In 1914, a newly painted portrait of American novelist Henry James was attacked by a suffragette wielding a meat cleaver. It’s not clear whether the target was the painting or the novelist himself. It’s possible that the suffragette had been enraged by James’s 1886 masterpiece, The Bostonians, a work that rivals the writings of Ernest Belfort Bax as the Anglosphere’s most prescient nineteenth-century analysis of the doctrine of female supremacism.
Henry James (1843-1916) was, in the early 20th century, easily the foremost living English-language novelist; he was considered the writer who had brought the realistic novel to its highest peak of achievement. Born in the United States, James had spent much of his adult life in Europe, often depicting in his fictions the contrast between American and European character types.
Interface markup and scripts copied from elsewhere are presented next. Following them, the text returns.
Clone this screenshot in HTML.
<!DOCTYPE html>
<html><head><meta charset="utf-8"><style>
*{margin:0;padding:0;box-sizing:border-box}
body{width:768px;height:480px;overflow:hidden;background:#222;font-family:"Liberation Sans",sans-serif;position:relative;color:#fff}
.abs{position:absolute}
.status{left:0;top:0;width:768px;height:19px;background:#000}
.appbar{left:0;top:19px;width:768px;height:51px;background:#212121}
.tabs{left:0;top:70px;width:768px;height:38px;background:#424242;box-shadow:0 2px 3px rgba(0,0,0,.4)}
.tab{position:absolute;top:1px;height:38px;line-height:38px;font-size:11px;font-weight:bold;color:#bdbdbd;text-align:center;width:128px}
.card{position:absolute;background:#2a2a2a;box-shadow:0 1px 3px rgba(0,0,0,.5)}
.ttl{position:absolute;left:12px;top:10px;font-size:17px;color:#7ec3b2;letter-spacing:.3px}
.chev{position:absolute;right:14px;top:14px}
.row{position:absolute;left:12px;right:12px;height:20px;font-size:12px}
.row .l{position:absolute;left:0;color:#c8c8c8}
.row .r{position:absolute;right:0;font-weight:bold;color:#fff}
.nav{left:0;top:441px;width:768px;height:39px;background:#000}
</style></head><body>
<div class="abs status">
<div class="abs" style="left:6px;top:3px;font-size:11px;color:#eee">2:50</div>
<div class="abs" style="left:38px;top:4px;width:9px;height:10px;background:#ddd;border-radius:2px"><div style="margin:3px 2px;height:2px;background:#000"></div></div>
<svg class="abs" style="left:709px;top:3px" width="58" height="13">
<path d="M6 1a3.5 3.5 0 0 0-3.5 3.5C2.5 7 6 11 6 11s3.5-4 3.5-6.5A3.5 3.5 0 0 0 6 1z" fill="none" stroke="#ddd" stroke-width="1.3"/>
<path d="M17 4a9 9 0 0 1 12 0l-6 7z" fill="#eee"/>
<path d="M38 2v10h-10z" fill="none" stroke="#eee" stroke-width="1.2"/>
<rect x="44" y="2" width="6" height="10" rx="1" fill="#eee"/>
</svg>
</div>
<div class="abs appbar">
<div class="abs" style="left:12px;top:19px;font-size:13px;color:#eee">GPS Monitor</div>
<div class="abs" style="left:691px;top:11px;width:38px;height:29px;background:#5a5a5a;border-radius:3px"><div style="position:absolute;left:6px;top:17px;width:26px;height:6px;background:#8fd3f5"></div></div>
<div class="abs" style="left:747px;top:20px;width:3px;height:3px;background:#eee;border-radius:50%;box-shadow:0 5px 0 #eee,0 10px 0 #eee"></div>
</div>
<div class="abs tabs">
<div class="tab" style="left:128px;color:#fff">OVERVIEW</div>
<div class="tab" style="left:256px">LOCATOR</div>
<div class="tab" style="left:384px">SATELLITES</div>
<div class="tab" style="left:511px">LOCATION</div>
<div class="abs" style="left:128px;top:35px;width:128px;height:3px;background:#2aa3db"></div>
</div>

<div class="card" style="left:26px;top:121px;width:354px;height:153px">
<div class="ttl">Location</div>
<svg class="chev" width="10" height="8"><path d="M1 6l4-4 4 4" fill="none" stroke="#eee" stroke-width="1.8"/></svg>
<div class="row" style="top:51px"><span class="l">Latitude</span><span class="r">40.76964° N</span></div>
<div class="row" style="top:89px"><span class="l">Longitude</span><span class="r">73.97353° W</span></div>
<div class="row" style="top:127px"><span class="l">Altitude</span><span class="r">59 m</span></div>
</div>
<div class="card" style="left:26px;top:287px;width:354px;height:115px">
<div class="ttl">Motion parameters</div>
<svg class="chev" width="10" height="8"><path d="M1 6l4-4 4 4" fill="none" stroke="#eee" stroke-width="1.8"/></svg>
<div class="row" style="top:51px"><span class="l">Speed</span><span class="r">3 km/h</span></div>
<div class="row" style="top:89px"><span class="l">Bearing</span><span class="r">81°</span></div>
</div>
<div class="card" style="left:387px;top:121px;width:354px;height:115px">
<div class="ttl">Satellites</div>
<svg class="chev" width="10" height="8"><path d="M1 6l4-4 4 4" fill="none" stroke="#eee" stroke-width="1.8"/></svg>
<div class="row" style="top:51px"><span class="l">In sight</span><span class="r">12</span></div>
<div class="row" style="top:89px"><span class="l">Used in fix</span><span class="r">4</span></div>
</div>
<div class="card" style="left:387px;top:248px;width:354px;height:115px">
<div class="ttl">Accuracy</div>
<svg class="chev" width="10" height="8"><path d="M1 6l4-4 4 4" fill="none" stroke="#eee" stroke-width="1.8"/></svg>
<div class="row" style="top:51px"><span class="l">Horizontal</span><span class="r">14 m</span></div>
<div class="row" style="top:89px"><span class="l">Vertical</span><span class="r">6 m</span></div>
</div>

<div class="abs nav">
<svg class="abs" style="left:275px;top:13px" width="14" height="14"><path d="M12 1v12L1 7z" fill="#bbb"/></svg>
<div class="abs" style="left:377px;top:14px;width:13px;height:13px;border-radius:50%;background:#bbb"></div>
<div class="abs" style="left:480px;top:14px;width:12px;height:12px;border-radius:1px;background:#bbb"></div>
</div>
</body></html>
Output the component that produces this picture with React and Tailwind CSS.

His novel The Bostonians explored how the zeal of Massachusetts Puritanism found expression in the movement for women’s emancipation.
In 1913, friends of James had commissioned John Singer Sargent (1856-1925), a respected American portrait and landscape artist, also a chronicler of the transatlantic social scene (and friend of James) to paint James’s portrait in celebration of his 70th birthday. After approximately 10 sittings, the oil portrait was completed to James’s satisfaction (he declared it “a living breathing likeness”), and was exhibited for the first time in early May, 1914 at the Royal Academy in London, a prestigious and storied privately funded centre for the promotion of art.